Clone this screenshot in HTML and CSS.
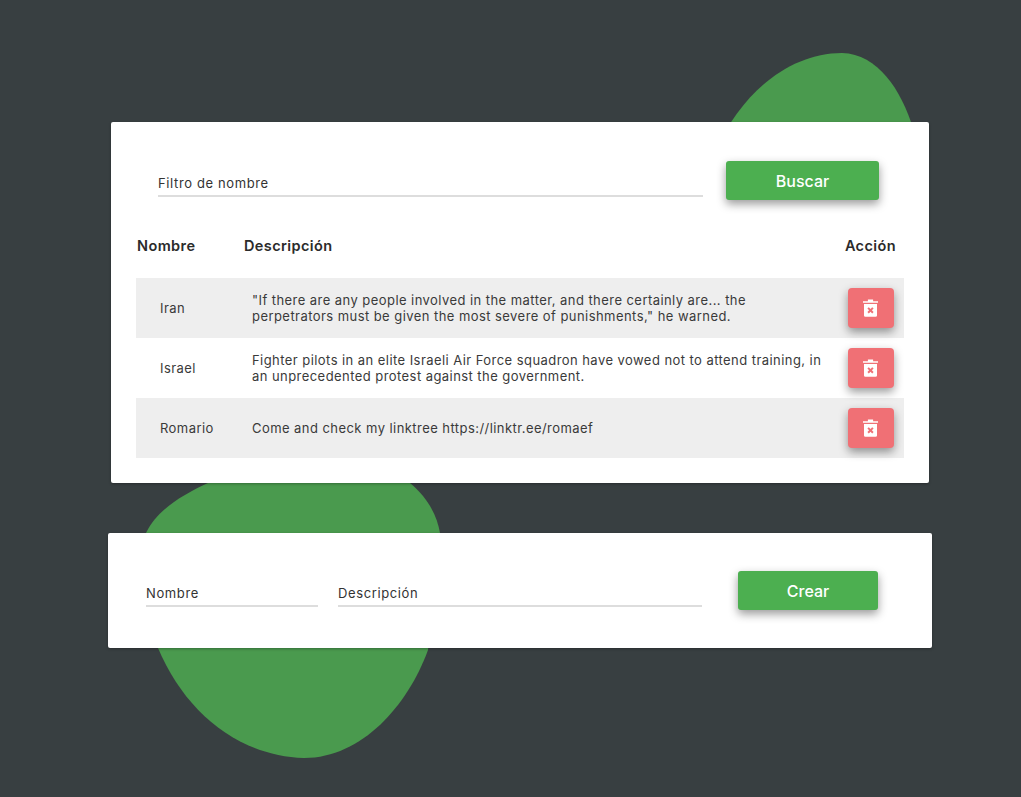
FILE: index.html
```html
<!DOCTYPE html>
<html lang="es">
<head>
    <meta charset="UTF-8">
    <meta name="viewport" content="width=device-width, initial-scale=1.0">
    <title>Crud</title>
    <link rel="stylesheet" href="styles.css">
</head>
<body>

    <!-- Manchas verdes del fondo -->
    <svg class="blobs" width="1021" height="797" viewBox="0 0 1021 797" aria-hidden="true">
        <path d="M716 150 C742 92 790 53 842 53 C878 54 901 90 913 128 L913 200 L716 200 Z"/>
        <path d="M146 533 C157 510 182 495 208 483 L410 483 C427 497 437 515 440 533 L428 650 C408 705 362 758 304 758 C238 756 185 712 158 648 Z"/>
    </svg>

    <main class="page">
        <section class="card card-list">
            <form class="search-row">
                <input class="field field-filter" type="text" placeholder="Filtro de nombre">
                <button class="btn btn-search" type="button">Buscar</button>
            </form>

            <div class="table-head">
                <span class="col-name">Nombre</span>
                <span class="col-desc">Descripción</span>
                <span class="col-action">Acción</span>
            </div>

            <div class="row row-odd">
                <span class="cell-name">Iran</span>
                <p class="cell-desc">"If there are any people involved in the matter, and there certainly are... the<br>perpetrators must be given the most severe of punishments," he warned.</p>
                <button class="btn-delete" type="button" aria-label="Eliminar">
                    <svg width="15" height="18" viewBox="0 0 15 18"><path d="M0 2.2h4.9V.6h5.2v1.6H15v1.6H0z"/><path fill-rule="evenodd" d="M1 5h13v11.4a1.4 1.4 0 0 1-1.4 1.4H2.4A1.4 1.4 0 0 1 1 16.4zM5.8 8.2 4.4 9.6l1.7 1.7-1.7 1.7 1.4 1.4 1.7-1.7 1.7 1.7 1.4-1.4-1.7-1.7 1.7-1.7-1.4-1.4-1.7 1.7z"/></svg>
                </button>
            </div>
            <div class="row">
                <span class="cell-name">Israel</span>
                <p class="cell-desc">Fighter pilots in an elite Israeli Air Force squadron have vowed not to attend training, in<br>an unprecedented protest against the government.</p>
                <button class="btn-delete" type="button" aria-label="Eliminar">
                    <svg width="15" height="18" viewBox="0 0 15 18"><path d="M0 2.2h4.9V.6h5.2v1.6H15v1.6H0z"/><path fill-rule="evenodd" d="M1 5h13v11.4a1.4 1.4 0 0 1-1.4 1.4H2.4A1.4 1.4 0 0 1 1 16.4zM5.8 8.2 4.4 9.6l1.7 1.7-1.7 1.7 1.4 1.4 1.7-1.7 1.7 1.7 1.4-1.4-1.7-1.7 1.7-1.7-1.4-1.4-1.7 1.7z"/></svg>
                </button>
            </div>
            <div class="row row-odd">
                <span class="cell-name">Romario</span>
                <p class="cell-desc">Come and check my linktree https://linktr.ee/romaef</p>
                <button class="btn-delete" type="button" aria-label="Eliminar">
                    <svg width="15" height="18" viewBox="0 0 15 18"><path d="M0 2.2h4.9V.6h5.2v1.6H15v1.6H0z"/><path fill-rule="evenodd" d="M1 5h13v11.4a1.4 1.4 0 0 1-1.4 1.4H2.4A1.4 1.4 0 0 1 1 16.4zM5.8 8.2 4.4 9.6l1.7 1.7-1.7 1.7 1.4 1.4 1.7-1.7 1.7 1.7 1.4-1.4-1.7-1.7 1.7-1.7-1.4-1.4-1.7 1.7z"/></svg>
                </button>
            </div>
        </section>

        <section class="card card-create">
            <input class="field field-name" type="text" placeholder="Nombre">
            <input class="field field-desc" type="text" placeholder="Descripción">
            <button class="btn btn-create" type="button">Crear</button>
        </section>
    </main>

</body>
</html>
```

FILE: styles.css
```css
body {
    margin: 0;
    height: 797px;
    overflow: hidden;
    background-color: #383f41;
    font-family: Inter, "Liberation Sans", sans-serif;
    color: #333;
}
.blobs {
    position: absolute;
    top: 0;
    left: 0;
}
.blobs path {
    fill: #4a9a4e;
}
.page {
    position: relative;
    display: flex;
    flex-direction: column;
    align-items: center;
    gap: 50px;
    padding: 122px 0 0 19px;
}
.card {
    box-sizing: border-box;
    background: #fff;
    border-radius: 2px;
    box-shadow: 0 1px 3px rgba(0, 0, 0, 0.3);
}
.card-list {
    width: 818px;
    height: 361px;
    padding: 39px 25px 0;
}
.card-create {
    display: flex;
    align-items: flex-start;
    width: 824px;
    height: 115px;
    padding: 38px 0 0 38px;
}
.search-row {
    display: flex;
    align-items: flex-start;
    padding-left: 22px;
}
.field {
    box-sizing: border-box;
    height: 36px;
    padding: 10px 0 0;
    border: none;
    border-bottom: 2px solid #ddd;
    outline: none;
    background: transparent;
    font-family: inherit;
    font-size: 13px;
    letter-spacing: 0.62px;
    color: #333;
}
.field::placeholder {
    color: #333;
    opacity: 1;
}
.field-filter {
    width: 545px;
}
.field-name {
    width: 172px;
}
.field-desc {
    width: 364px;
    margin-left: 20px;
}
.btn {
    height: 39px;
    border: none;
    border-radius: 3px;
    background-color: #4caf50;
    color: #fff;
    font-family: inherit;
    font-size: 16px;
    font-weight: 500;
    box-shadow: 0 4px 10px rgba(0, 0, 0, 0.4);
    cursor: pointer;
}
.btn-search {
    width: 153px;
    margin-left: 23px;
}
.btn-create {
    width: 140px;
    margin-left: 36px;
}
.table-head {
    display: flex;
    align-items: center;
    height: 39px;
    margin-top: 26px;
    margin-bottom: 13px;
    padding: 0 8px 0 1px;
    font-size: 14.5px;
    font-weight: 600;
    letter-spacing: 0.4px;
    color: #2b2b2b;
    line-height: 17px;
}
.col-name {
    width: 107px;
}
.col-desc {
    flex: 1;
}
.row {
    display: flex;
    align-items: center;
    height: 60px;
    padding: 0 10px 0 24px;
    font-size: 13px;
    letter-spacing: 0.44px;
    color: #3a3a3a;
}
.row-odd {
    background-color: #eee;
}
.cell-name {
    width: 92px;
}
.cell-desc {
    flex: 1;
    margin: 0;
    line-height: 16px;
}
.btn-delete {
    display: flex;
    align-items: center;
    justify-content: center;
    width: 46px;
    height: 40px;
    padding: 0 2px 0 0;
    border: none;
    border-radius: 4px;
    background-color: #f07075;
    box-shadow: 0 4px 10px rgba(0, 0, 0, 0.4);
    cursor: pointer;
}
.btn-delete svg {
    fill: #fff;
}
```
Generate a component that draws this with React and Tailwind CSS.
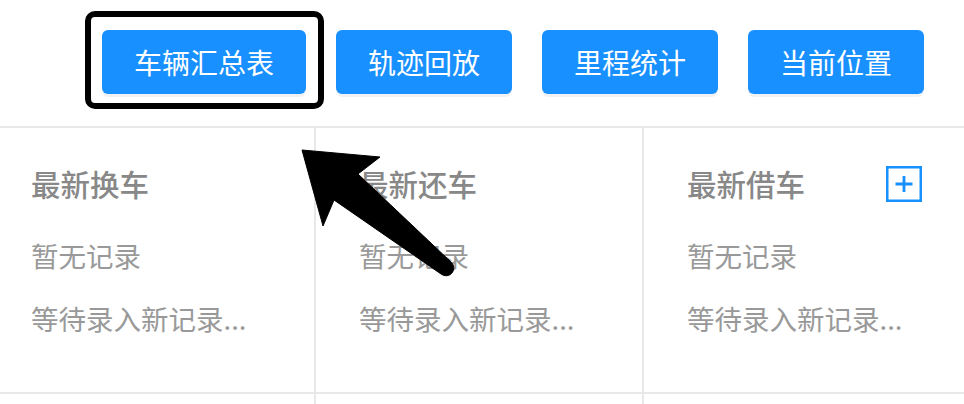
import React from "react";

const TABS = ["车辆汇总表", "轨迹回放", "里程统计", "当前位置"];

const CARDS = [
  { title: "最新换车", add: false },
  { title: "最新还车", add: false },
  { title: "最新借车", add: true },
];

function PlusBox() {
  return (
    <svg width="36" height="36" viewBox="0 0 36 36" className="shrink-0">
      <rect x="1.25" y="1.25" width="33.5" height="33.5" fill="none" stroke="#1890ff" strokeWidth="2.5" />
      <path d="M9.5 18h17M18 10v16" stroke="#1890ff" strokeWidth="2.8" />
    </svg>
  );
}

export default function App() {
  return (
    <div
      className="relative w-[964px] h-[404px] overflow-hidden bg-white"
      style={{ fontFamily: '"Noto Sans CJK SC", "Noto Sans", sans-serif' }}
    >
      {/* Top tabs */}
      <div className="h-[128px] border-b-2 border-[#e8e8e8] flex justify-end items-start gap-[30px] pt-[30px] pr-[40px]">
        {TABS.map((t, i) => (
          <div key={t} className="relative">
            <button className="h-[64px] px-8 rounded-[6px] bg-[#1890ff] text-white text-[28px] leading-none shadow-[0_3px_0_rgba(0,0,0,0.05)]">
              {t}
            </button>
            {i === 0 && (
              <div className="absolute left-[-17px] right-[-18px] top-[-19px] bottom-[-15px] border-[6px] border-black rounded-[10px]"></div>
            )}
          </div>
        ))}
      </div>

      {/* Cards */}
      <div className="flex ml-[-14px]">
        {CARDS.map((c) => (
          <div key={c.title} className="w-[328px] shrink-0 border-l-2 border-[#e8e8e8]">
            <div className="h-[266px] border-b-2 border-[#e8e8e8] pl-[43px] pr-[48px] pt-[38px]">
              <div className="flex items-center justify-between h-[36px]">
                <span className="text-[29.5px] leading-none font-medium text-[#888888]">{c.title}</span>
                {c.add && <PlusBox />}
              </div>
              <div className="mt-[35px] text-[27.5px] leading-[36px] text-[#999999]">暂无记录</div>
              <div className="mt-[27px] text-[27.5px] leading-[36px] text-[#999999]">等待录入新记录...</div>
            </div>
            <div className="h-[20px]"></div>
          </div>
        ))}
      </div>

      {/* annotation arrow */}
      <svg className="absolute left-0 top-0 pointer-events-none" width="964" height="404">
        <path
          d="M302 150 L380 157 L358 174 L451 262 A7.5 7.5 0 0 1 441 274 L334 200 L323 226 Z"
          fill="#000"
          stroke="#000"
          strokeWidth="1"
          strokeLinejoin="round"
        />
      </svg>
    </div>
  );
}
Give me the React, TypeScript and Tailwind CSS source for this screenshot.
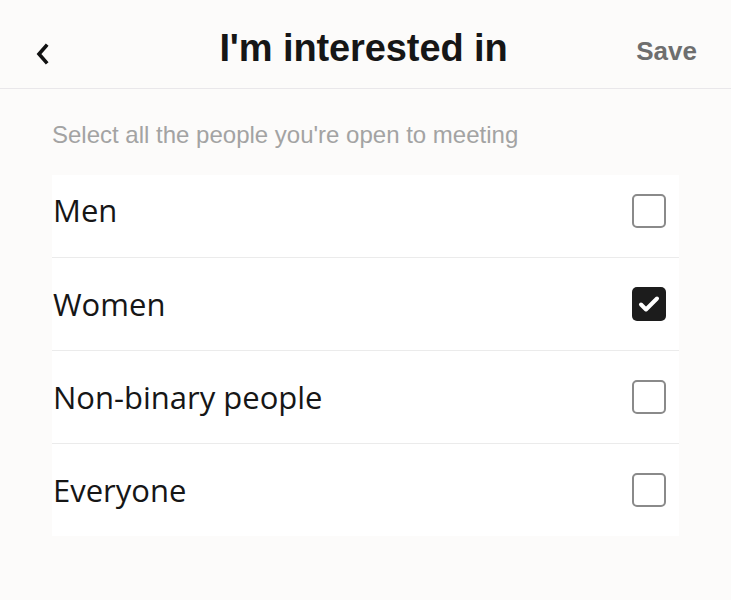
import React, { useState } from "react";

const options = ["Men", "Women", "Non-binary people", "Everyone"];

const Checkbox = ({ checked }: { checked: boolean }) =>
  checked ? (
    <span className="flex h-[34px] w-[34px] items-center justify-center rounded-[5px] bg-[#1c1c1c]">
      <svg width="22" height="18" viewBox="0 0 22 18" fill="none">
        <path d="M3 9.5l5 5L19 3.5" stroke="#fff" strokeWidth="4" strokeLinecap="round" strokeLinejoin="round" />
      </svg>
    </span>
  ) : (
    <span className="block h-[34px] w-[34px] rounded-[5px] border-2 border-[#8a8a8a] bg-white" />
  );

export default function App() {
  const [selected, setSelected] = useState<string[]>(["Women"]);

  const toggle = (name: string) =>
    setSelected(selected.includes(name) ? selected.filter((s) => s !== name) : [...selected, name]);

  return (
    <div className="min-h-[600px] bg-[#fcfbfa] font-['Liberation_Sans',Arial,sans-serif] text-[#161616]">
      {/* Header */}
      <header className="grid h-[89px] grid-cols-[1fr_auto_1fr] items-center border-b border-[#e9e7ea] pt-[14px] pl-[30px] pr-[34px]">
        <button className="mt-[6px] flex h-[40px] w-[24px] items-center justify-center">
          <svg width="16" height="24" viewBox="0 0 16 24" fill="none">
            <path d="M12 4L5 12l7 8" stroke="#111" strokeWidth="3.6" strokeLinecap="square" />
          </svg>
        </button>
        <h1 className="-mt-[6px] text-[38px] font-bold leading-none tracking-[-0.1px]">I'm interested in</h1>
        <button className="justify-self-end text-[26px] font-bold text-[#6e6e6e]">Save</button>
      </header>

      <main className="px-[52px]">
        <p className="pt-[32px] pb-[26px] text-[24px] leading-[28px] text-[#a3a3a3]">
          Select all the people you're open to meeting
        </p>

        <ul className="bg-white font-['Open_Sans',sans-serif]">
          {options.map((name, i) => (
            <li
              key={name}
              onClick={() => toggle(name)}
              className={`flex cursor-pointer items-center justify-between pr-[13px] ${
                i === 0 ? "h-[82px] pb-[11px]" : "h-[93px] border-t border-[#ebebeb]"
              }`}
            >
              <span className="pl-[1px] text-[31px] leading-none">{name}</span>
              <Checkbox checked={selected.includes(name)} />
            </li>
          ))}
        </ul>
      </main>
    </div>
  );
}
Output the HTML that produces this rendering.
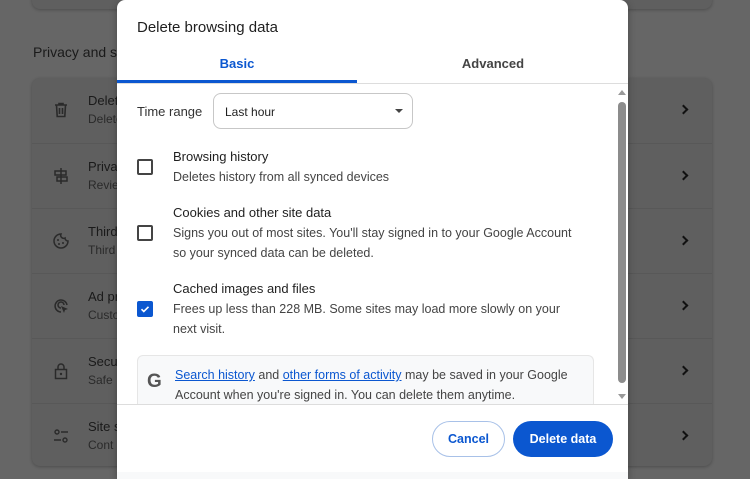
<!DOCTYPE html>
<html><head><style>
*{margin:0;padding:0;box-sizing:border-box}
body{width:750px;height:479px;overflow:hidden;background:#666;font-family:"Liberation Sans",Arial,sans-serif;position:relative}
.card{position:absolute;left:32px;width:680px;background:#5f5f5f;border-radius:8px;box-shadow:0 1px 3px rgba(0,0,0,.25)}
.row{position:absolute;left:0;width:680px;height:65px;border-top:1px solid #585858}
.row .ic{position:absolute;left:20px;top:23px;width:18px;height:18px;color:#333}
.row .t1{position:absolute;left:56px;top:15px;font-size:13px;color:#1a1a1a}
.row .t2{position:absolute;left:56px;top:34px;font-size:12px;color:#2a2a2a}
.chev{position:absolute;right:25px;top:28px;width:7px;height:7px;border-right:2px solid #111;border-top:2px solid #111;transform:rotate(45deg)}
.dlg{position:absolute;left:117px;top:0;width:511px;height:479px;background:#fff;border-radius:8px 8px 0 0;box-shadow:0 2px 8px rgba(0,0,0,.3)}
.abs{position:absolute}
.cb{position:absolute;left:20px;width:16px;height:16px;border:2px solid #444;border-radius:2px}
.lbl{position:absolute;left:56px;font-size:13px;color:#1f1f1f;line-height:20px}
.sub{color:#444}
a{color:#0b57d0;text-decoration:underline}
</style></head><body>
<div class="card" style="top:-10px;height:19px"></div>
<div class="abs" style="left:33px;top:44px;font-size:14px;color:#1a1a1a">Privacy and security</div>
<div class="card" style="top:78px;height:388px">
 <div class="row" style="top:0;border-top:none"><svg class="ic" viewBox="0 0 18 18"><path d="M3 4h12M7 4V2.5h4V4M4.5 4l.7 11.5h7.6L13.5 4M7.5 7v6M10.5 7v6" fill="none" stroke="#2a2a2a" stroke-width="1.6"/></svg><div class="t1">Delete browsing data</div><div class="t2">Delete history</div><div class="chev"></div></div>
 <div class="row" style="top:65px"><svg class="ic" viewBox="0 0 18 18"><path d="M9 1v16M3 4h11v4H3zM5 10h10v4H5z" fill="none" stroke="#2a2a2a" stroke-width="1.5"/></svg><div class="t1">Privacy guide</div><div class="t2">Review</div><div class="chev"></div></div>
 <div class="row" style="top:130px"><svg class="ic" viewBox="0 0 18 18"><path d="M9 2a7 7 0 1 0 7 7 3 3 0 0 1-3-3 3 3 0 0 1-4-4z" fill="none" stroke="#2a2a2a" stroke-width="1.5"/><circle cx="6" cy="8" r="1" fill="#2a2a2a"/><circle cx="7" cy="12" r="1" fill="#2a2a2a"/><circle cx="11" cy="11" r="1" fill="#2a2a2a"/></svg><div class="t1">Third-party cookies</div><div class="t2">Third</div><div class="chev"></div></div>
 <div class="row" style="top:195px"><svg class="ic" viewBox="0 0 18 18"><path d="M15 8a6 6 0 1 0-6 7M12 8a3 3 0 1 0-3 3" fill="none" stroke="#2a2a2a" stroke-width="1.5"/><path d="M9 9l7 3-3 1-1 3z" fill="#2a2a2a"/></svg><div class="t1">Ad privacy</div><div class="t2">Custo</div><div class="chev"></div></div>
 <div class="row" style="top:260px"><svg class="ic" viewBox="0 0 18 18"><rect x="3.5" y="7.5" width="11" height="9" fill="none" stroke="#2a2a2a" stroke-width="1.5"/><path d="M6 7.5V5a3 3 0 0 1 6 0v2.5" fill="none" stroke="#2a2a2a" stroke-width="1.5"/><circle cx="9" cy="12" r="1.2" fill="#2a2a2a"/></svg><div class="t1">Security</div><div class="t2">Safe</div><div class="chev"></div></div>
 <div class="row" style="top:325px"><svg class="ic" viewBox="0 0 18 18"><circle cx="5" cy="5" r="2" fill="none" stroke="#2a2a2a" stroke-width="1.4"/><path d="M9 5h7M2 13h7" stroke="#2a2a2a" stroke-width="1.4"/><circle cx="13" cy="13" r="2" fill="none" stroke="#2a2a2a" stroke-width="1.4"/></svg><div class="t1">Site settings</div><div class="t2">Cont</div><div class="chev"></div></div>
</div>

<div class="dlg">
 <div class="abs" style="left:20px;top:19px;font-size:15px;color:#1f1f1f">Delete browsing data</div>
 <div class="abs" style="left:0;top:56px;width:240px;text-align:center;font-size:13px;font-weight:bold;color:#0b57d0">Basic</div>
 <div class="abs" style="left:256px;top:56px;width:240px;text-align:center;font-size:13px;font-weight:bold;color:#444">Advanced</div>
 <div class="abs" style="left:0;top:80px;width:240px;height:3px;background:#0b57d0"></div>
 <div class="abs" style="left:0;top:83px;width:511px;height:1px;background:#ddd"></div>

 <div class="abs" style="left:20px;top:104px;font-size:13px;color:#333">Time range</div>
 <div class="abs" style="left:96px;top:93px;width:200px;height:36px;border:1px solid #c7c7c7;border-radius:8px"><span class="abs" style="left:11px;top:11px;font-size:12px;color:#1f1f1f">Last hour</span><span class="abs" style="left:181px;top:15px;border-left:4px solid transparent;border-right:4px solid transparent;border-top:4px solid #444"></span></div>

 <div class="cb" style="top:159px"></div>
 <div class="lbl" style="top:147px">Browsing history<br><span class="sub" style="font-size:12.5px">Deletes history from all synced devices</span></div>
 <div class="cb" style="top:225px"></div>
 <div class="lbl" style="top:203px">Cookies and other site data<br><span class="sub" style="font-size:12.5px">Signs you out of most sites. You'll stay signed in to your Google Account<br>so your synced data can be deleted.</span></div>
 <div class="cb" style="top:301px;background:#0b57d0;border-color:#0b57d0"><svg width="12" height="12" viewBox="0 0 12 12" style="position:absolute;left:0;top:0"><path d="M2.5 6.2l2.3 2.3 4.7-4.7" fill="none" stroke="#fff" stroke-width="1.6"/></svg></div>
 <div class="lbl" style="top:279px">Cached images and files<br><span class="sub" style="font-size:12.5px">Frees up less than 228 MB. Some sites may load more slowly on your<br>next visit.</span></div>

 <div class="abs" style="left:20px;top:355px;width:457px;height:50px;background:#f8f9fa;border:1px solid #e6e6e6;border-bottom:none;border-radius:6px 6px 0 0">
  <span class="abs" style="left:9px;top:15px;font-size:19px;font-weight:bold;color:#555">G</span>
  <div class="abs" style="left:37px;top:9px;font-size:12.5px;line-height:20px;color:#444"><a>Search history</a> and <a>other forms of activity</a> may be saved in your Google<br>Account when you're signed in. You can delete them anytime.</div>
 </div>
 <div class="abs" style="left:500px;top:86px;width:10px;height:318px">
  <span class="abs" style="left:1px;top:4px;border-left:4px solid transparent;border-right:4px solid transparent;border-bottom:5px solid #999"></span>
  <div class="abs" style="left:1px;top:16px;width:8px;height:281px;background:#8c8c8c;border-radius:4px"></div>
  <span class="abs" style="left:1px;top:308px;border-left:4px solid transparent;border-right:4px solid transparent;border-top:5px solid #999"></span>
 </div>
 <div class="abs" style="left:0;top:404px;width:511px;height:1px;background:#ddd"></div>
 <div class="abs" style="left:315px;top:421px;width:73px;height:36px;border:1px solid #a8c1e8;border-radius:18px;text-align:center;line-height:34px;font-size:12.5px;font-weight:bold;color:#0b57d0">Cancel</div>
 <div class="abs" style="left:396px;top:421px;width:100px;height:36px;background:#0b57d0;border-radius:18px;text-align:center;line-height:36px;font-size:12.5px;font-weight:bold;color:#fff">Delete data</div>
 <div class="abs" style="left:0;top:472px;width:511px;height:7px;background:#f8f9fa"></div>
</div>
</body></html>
——————————
[Task to complete]
Look through the records and gather each line with the word "Tailwind".

[Result of the task]
Generate a component that draws this with React and Tailwind CSS.
Give me the React, TypeScript and Tailwind CSS source for this screenshot.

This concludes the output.